No matter how much wealth, power, or significance a person holds, there are still some basic elements every human being requires to feel like he or she belongs: they want to feel valuable, valued by others, and accepted. Sometimes when the people who are supposed to love us the most at a young age struggle to accept us and believe in us, it sets the tone for the rest of our lives. When we are programmed to feel inadequate, we can either become paralyzed or use it as rocket fuel for success and prosperity as we try to find acceptance in outcomes.
But regardless of the level of success we create, that longing for feeling valuable and accepted won’t go away until we finally accept ourselves; our weaknesses, strengths, talents, painful memories, and everything that led up to where we currently stand. We must believe in ourselves. Sometimes it starts with just one person saying the four magic words that everyone longs to hear: “I believe in you.”
Jason and I went on to discover and heal the deep emotional scars that he’d buried, which created self-rejection in everything he did.
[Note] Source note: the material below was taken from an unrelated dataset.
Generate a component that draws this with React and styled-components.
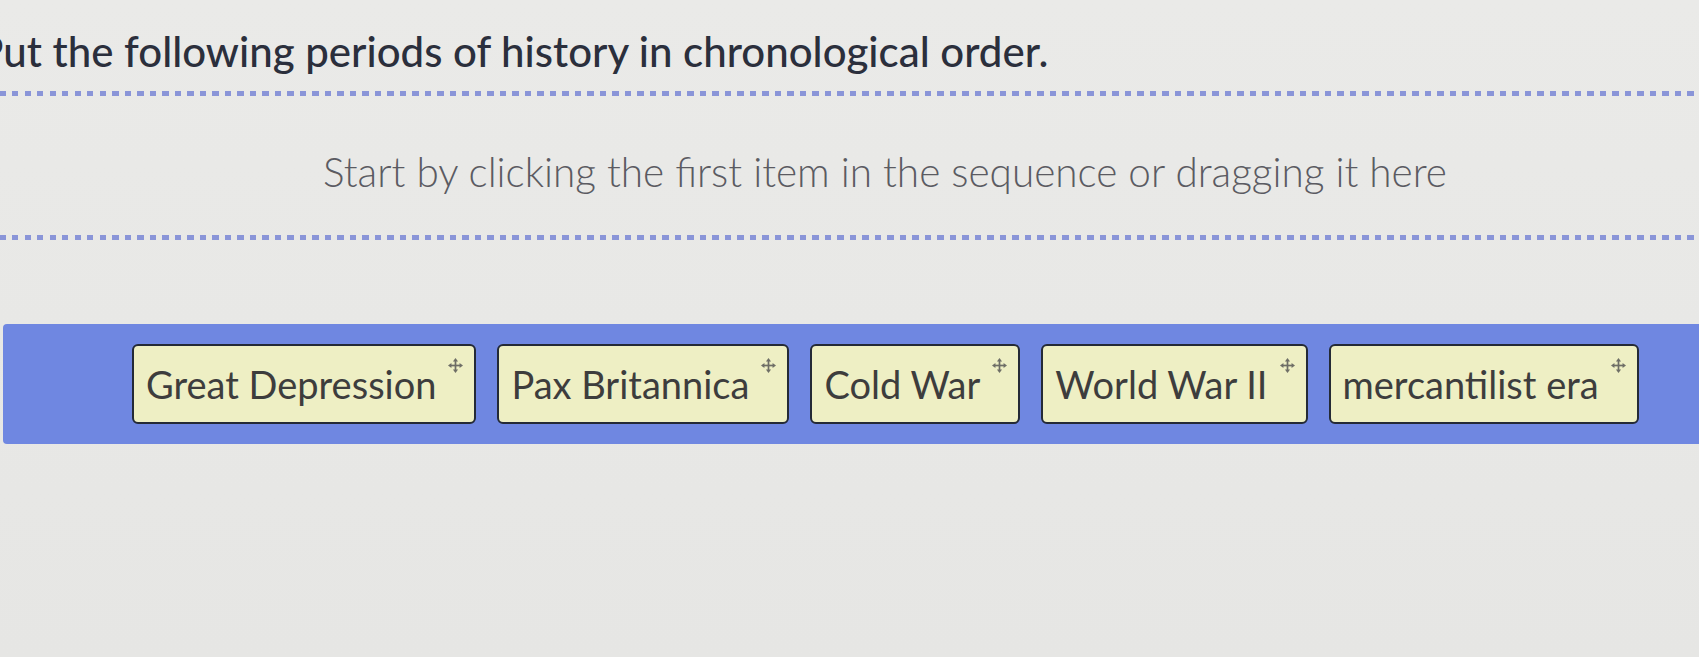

He learned how to embrace his darkness and his light, and how to turn the negative voices in his head into affirmative voices that super-charged his value and acceptance.
“I feel like a different human being,” Jason said in one of our last meetings. “I’ve got more work to do, but I feel like I can love and receive love like never before.”
“Why do you feel that?” I asked.
“Because I believe in myself,” he said. “And your belief in me started the whole journey.”